Hardest Part

I love being an introvert, I’m a proud introvert, it is who I am and I’m perfectly good with it but the hardest part about it for me is that I’m a friendly introvert. You might ask why this is hard. It’s hard because I always feel bad when I’m not in the mood to talk to people. I feel like I’m letting that person down or that they will think that I’m not a friendly person.

There are many times that I enjoy talking with people, like my coworkers. I’m used to them and feel comfortable around them that I pretty much talk to them all day, we have discussion about everything, we never just have small talk. But when we get customers in the store and we’re practically strangers, it’s all small talk. The conversation starts out fine but then nothing substantial is said and the talk just fizzles out. Then it’s awkward. Do I bring up something stupid to keep the conversation going? Or do I go back to work and ignore the customer? They are sitting right in front of me, we are face to face so it’s a tough call to make.
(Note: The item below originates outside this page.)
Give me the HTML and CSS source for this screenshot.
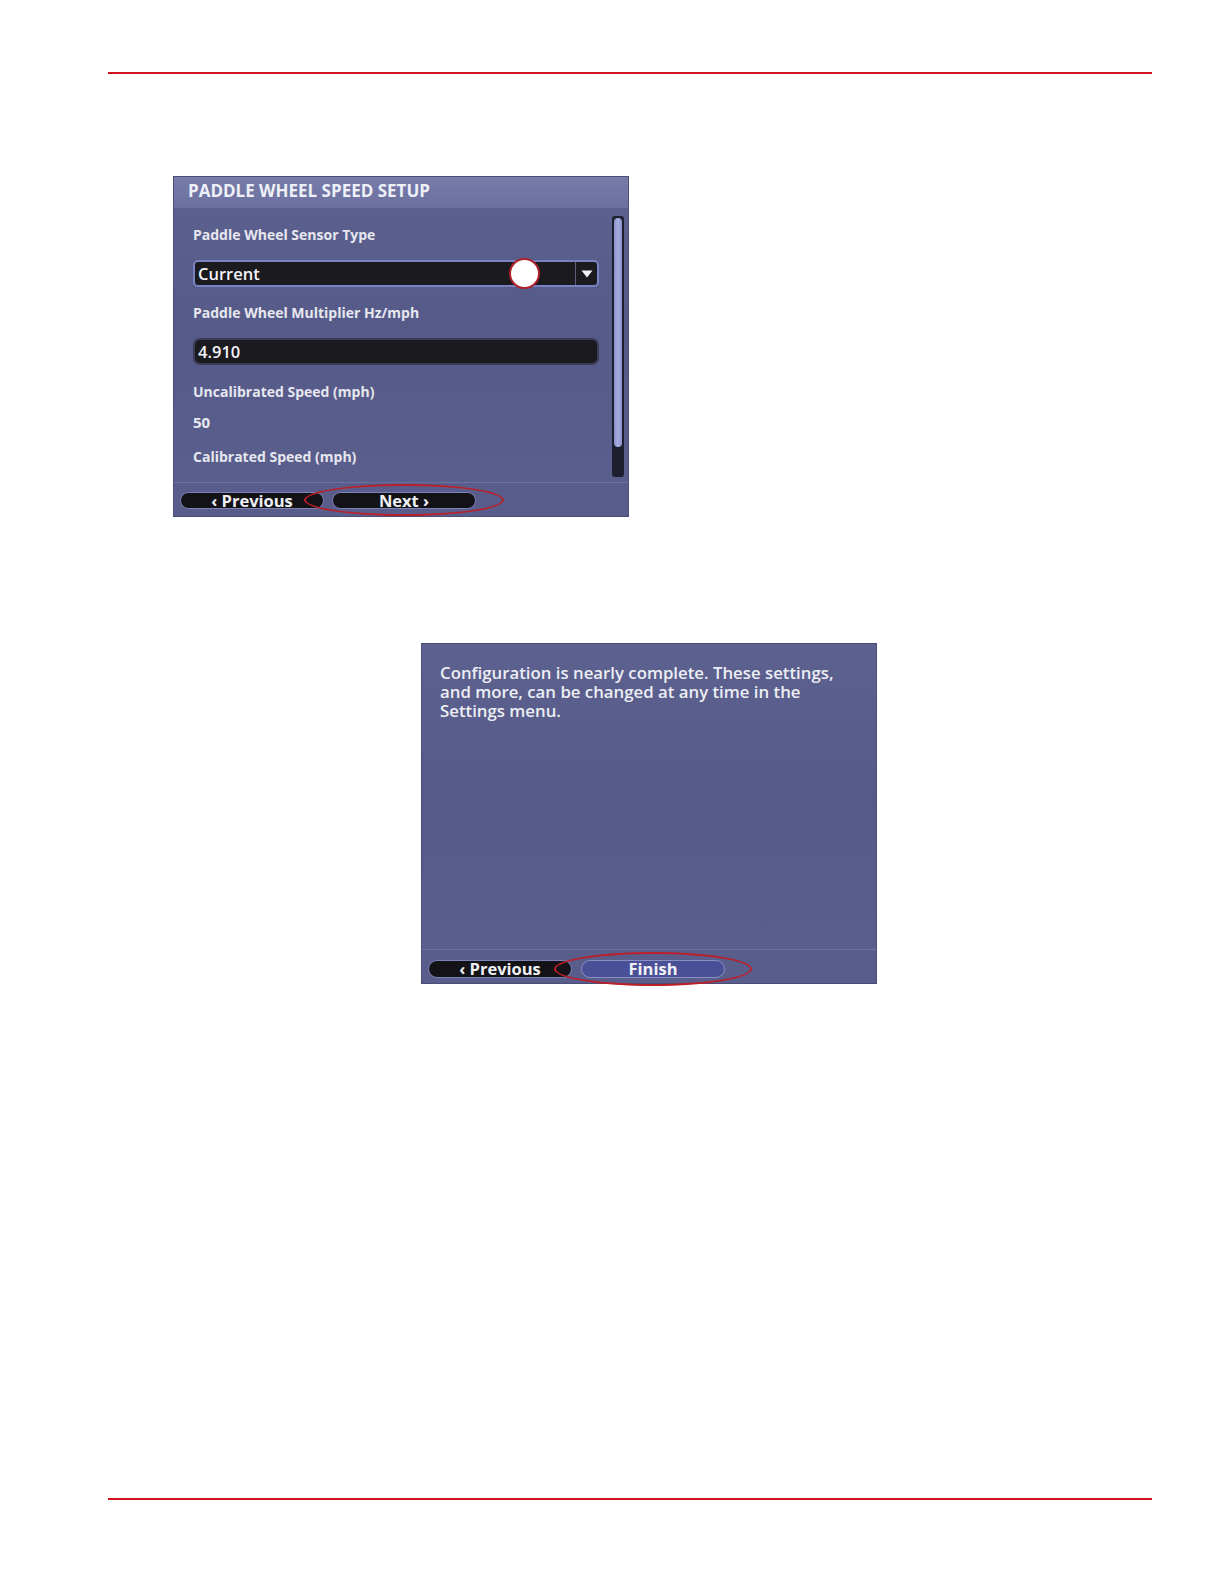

I feel completely awkward in these situations and can never decide what to do so I just sit there and work and if they start talking again I will join in because I do not want them to awkward, I want them to feel at ease here, even though I don’t. They usually continue to talk because I give them no indication that I do not want to. Most people will continue to talk to me because I give off this friendliness aura. I can’t stand rude people so I tried never to be rude or come off as being rude. So people feel free to talk to me for as long as I stay and listen.
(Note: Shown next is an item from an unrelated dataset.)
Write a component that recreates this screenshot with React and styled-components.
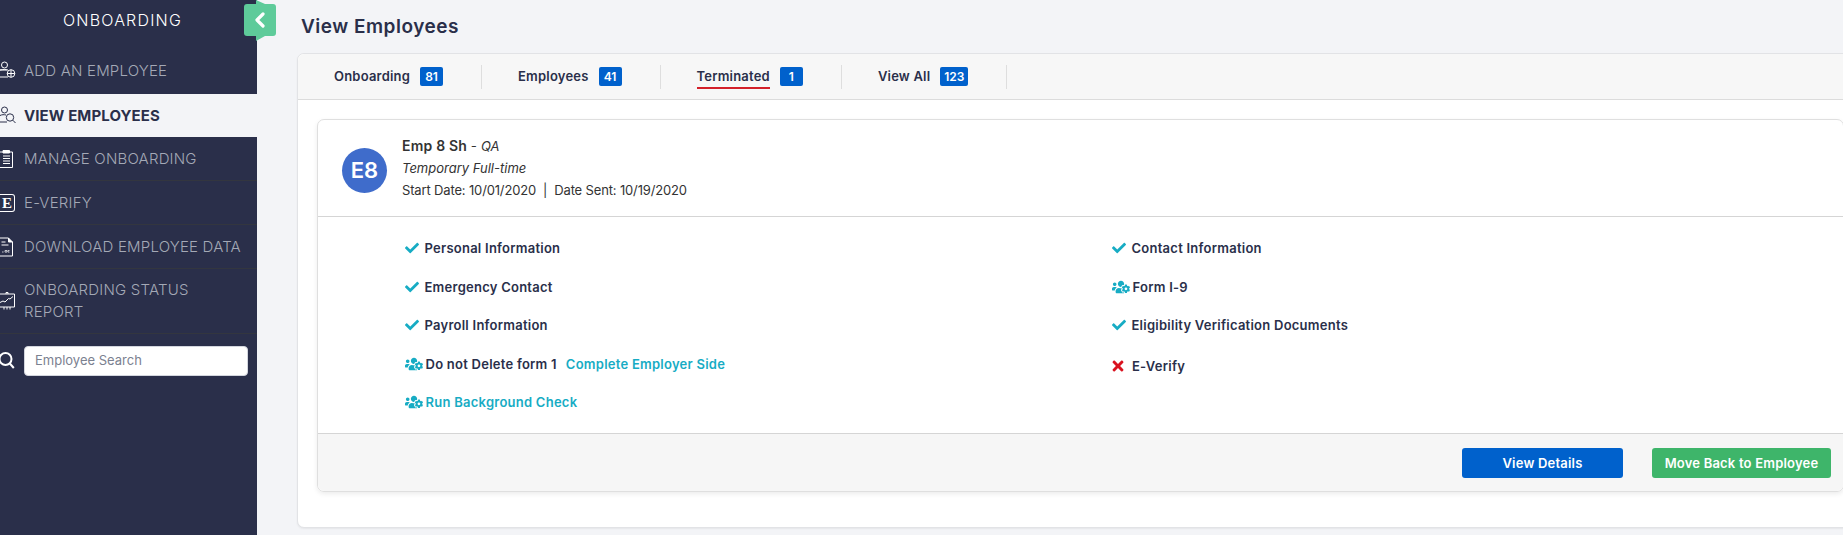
import React from 'react';
import styled, { createGlobalStyle } from 'styled-components';
import { FaCheck, FaTimes, FaUsersCog } from 'react-icons/fa';

const fontStack = 'Inter, "Open Sans", "Liberation Sans", sans-serif';
const navy = '#2a2f4a';
const teal = '#17acc4';

const GlobalStyle = createGlobalStyle`
  html, body {
    margin: 0;
    padding: 0;
    background: #f3f4f7;
    font-family: ${fontStack};
  }
`;

const Page = styled.div`
  display: flex;
  width: 1843px;
  height: 535px;
  overflow: hidden;
  background: #f3f4f7;
`;

const Sidebar = styled.aside`
  position: relative;
  flex: 0 0 257px;
  background: ${navy};
`;

const SideTitle = styled.div`
  height: 47px;
  padding: 10px 12px 0 0;
  box-sizing: border-box;
  text-align: center;
  color: #fff;
  font-size: 16px;
  line-height: 20px;
  font-weight: 300;
  letter-spacing: 1.2px;
`;

const Toggle = styled.button`
  position: absolute;
  top: 4px;
  left: 244px;
  width: 32px;
  height: 32px;
  padding: 0;
  border: 0;
  border-radius: 3px;
  background: #5ecb9a;
  display: flex;
  align-items: center;
  justify-content: center;

  &::before,
  &::after {
    content: '';
    position: absolute;
    left: 12px;
    border-left: 0 solid transparent;
    border-right: 9px solid transparent;
  }
  &::before {
    top: -4px;
    border-bottom: 4px solid #5ecb9a;
  }
  &::after {
    bottom: -5px;
    border-top: 5px solid #5ecb9a;
  }
`;

const NavItem = styled.a`
  display: flex;
  align-items: center;
  height: ${p => p.$height}px;
  box-sizing: border-box;
  border-bottom: ${p => (p.$divided ? '1px solid #33363f' : '0')};
  background: ${p => (p.$active ? '#f3f4f7' : 'transparent')};
  color: ${p => (p.$active ? navy : '#a4a9b6')};
  font-size: 15px;
  line-height: 22px;
  font-weight: ${p => (p.$active ? 700 : 300)};
  letter-spacing: ${p => (p.$active ? '0.1px' : '0.2px')};
`;

const NavIcon = styled.span`
  flex: 0 0 24px;
  display: flex;
  align-items: center;
  color: ${p => (p.$active ? navy : '#fff')};
`;

const LetterIcon = styled.span`
  display: block;
  width: 15px;
  height: 18px;
  box-sizing: border-box;
  border: 1px solid #fff;
  border-left: 0;
  border-radius: 0 3px 3px 0;
  color: #fff;
  font-family: "Liberation Serif", serif;
  font-size: 15px;
  line-height: 16px;
  font-weight: 700;
  letter-spacing: 0;
  text-align: center;
`;

const SearchRow = styled.div`
  display: flex;
  align-items: center;
  margin-top: 12px;
`;

const SearchInput = styled.input`
  width: 224px;
  height: 30px;
  box-sizing: border-box;
  padding: 0 10px 2px;
  border: 1px solid #d3d6de;
  border-radius: 4px;
  background: #fff;
  font-family: ${fontStack};
  font-size: 13px;
  color: #6f7686;

  &::placeholder {
    color: #7b8190;
    opacity: 1;
  }
`;

const Main = styled.main`
  flex: 1;
  min-width: 0;
  padding: 0 0 7px 40px;
`;

const Heading = styled.h1`
  margin: 0;
  height: 53px;
  padding: 16px 0 0 4px;
  box-sizing: border-box;
  color: ${navy};
  font-size: 19px;
  line-height: 22px;
  font-weight: 600;
  letter-spacing: 0.5px;
`;

const Panel = styled.section`
  width: 1600px;
  height: 475px;
  box-sizing: border-box;
  border: 1px solid #e2e3e6;
  border-radius: 7px;
  background: #fff;
  box-shadow: 0 1px 2px rgba(0, 0, 0, 0.06);
`;

const TabBar = styled.div`
  display: flex;
  align-items: center;
  height: 46px;
  box-sizing: border-box;
  border-bottom: 1px solid #dcdcdc;
  border-radius: 7px 7px 0 0;
  background: #f7f7f7;
`;

const Tab = styled.div`
  display: flex;
  align-items: center;
  gap: 10px;
  height: 24px;
  padding: 0 38px 0 36px;
  border-right: 1px solid #dedede;
`;

const TabLabel = styled.span`
  height: 24px;
  box-sizing: border-box;
  border-bottom: ${p => (p.$active ? '2px solid #d3202a' : '0')};
  color: ${navy};
  font-size: 13px;
  line-height: 22px;
  font-weight: 600;
  letter-spacing: 0.2px;
`;

const Count = styled.span`
  min-width: 23px;
  height: 19px;
  padding: 0 4px;
  box-sizing: border-box;
  border-radius: 2px;
  background: #0061cc;
  color: #fff;
  font-size: 12px;
  line-height: 19px;
  font-weight: 600;
  text-align: center;
`;

const Card = styled.article`
  width: 1527px;
  margin: 19px 0 0 19px;
  box-sizing: border-box;
  border: 1px solid #dfdfdf;
  border-radius: 7px;
  box-shadow: 0 2px 5px rgba(0, 0, 0, 0.08);
`;

const CardHead = styled.header`
  display: flex;
  align-items: center;
  gap: 15px;
  height: 97px;
  padding-left: 24px;
  box-sizing: border-box;
  border-bottom: 1px solid #d5d5d5;
`;

const Avatar = styled.div`
  flex: 0 0 45px;
  height: 45px;
  margin-top: 5px;
  border-radius: 50%;
  background: #3f6ccb;
  color: #fff;
  font-size: 22px;
  line-height: 45px;
  font-weight: 600;
  text-align: center;
`;

const Info = styled.div`
  color: #333;
  font-size: 13px;
  line-height: 22px;
`;

const Name = styled.div`
  font-size: 14px;
  font-weight: 600;
  letter-spacing: 0.2px;
`;

const Role = styled.em`
  font-size: 13px;
  font-weight: 400;
`;

const Kind = styled.div`
  font-style: italic;
`;

const Dates = styled.div`
  letter-spacing: -0.15px;
`;

const Checklist = styled.div`
  display: grid;
  grid-template-columns: 707px 1fr;
  grid-auto-rows: 38.5px;
  height: 216px;
  padding: 12px 0 0 87px;
  box-sizing: border-box;
`;

const Check = styled.div`
  display: flex;
  align-items: center;
  height: 38.5px;
  padding-top: ${p => p.$drop || 0}px;
  box-sizing: border-box;
  color: ${navy};
  font-size: 13px;
  font-weight: 600;
  letter-spacing: 0.25px;
`;

const CheckIcon = styled.span`
  flex: 0 0 ${p => p.$width}px;
  display: flex;
  align-items: center;
  margin-left: ${p => p.$shift || 0}px;
  color: ${p => p.$color};
  font-size: ${p => p.$size}px;
`;

const ActionLink = styled.a`
  margin-left: ${p => p.$gap || 0}px;
  color: ${teal};
`;

const CardFoot = styled.footer`
  display: flex;
  justify-content: flex-end;
  align-items: center;
  gap: 29px;
  height: 58px;
  padding-right: 12px;
  box-sizing: border-box;
  border-top: 1px solid #d5d5d5;
  border-radius: 0 0 7px 7px;
  background: #f6f6f6;
`;

const Button = styled.button`
  height: 30px;
  width: ${p => p.$width}px;
  padding: 0;
  border: 0;
  border-radius: 3px;
  background: ${p => p.$color};
  color: #fff;
  font-family: ${fontStack};
  font-size: 13px;
  font-weight: 600;
  letter-spacing: 0.2px;
`;

const AddIcon = () => (
  <svg width="16" height="20" viewBox="0 0 16 20" fill="none" stroke="currentColor" strokeWidth="1">
    <circle cx="4.5" cy="4" r="3" />
    <path d="M0 9h7M0 16h8" />
    <path d="M8 9c-2-.6-5-.6-8 0" />
    <circle cx="11" cy="12.5" r="3.8" />
    <path d="M7.2 12.5h7.6M11 8.7v7.6" />
  </svg>
);

const ViewIcon = () => (
  <svg width="16" height="20" viewBox="0 0 16 20" fill="none" stroke="currentColor" strokeWidth="1">
    <circle cx="4.5" cy="4" r="3" />
    <path d="M0 9.5c2-1 4-1 6-.5M0 16h7" />
    <circle cx="10" cy="11.5" r="3.7" />
    <path d="M12.8 14.2L15.5 17" />
  </svg>
);

const ClipboardIcon = () => (
  <svg width="16" height="20" viewBox="0 0 16 20" fill="none" stroke="currentColor" strokeWidth="1">
    <path d="M0 3h12.5v15.5H0" />
    <path d="M3 1.5h6.5V4H3z" fill="currentColor" />
    <path d="M3 7h7M3 9.5h7M3 12h7M3 14.5h7" />
  </svg>
);

const LogIcon = () => (
  <svg width="16" height="20" viewBox="0 0 16 20" fill="none" stroke="currentColor" strokeWidth="1">
    <path d="M0 1h8.5L12.5 5v14H0" />
    <path d="M8.5 1v4h4" fill="currentColor" />
    <path d="M1.5 5h4M1.5 8h7" />
    <path d="M2 15h1.6M5 13.5h2v1.6H5zM9.5 13.5H8v1.6h1.5" strokeWidth="0.7" />
  </svg>
);

const BoardIcon = () => (
  <svg width="16" height="20" viewBox="0 0 16 20" fill="none" stroke="currentColor" strokeWidth="1">
    <path d="M0 3h14.5v13H0" />
    <path d="M6 3V1.5h2V3" />
    <path d="M0 11.5l3-1.5 2 1 3.5-3.5L10 8l3-2.5" />
    <path d="M4 16v2.5M7 16v2.5M10 16v2.5" />
  </svg>
);

const SearchIcon = () => (
  <svg width="16" height="18" viewBox="0 0 16 18" fill="none" stroke="#fff" strokeWidth="2">
    <circle cx="5.5" cy="7" r="6" />
    <path d="M9.8 11.5l4 4.5" />
  </svg>
);

const Chevron = () => (
  <svg width="12" height="16" viewBox="0 0 12 16" fill="none" stroke="#fff" strokeWidth="3.2" strokeLinecap="round" strokeLinejoin="round">
    <path d="M9 2L3 8l6 6" />
  </svg>
);

const navItems = [
  { label: 'ADD AN EMPLOYEE', icon: <AddIcon />, height: 47 },
  { label: 'VIEW EMPLOYEES', icon: <ViewIcon />, height: 43, active: true },
  { label: 'MANAGE ONBOARDING', icon: <ClipboardIcon />, height: 44, divided: true },
  { label: 'E-VERIFY', icon: <LetterIcon>E</LetterIcon>, height: 44, divided: true },
  { label: 'DOWNLOAD EMPLOYEE DATA', icon: <LogIcon />, height: 44, divided: true },
  { label: <>ONBOARDING STATUS<br />REPORT</>, icon: <BoardIcon />, height: 65, divided: true },
];

const done = { icon: <FaCheck />, width: 19.5, color: teal, size: 14 };
const team = { icon: <FaUsersCog />, width: 20.5, color: teal, size: 18 };
const failed = { icon: <FaTimes />, width: 22, shift: -2, color: '#d9121f', size: 16 };

const tabs = [
  { label: 'Onboarding', count: 81 },
  { label: 'Employees', count: 41 },
  { label: 'Terminated', count: 1, active: true },
  { label: 'View All', count: 123 },
];

const StatusIcon = ({ kind }) => (
  <CheckIcon $width={kind.width} $shift={kind.shift} $color={kind.color} $size={kind.size}>
    {kind.icon}
  </CheckIcon>
);

const App = () => (
  <Page>
    <GlobalStyle />
    <Sidebar>
      <SideTitle>ONBOARDING</SideTitle>
      <Toggle aria-label="Collapse menu">
        <Chevron />
      </Toggle>
      {navItems.map((item, i) => (
        <NavItem key={i} $height={item.height} $active={item.active} $divided={item.divided}>
          <NavIcon $active={item.active}>{item.icon}</NavIcon>
          <span>{item.label}</span>
        </NavItem>
      ))}
      <SearchRow>
        <NavIcon>
          <SearchIcon />
        </NavIcon>
        <SearchInput placeholder="Employee Search" />
      </SearchRow>
    </Sidebar>
    <Main>
      <Heading>View Employees</Heading>
      <Panel>
        <TabBar>
          {tabs.map(tab => (
            <Tab key={tab.label}>
              <TabLabel $active={tab.active}>{tab.label}</TabLabel>
              <Count>{tab.count}</Count>
            </Tab>
          ))}
        </TabBar>
        <Card>
          <CardHead>
            <Avatar>E8</Avatar>
            <Info>
              <Name>
                Emp 8 Sh <Role>- QA</Role>
              </Name>
              <Kind>Temporary Full-time</Kind>
              <Dates>Start Date: 10/01/2020 &nbsp;|&nbsp; Date Sent: 10/19/2020</Dates>
            </Info>
          </CardHead>
          <Checklist>
            <Check><StatusIcon kind={done} />Personal Information</Check>
            <Check><StatusIcon kind={done} />Contact Information</Check>
            <Check><StatusIcon kind={done} />Emergency Contact</Check>
            <Check><StatusIcon kind={team} />Form I-9</Check>
            <Check><StatusIcon kind={done} />Payroll Information</Check>
            <Check><StatusIcon kind={done} />Eligibility Verification Documents</Check>
            <Check>
              <StatusIcon kind={team} />Do not Delete form 1
              <ActionLink $gap={9}>Complete Employer Side</ActionLink>
            </Check>
            <Check $drop={4}><StatusIcon kind={failed} />E-Verify</Check>
            <Check><StatusIcon kind={team} /><ActionLink>Run Background Check</ActionLink></Check>
          </Checklist>
          <CardFoot>
            <Button $width={161} $color="#0061cc">View Details</Button>
            <Button $width={179} $color="#3eb56a">Move Back to Employee</Button>
          </CardFoot>
        </Card>
      </Panel>
    </Main>
  </Page>
);

export default App;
Another example are repair technicians that come out to your house to fix or replace stuff. It’s already bad enough that I had to allow a complete stranger in the house and I know that most of them are just regular nice guys but being an introvert and having a stranger in your house is a horrifying experience. Our water heater had just died and we were hoping to just get it fixed but it needed to be replaced. My husband went online and found a local company that had good reviews on their website and scheduled a technician to come out. The guy was really nice and super professional but he was a “Chatty Kathy” and I am just glad that my husband was there to talk to him because I probably would have hidden in our bedroom the entire time.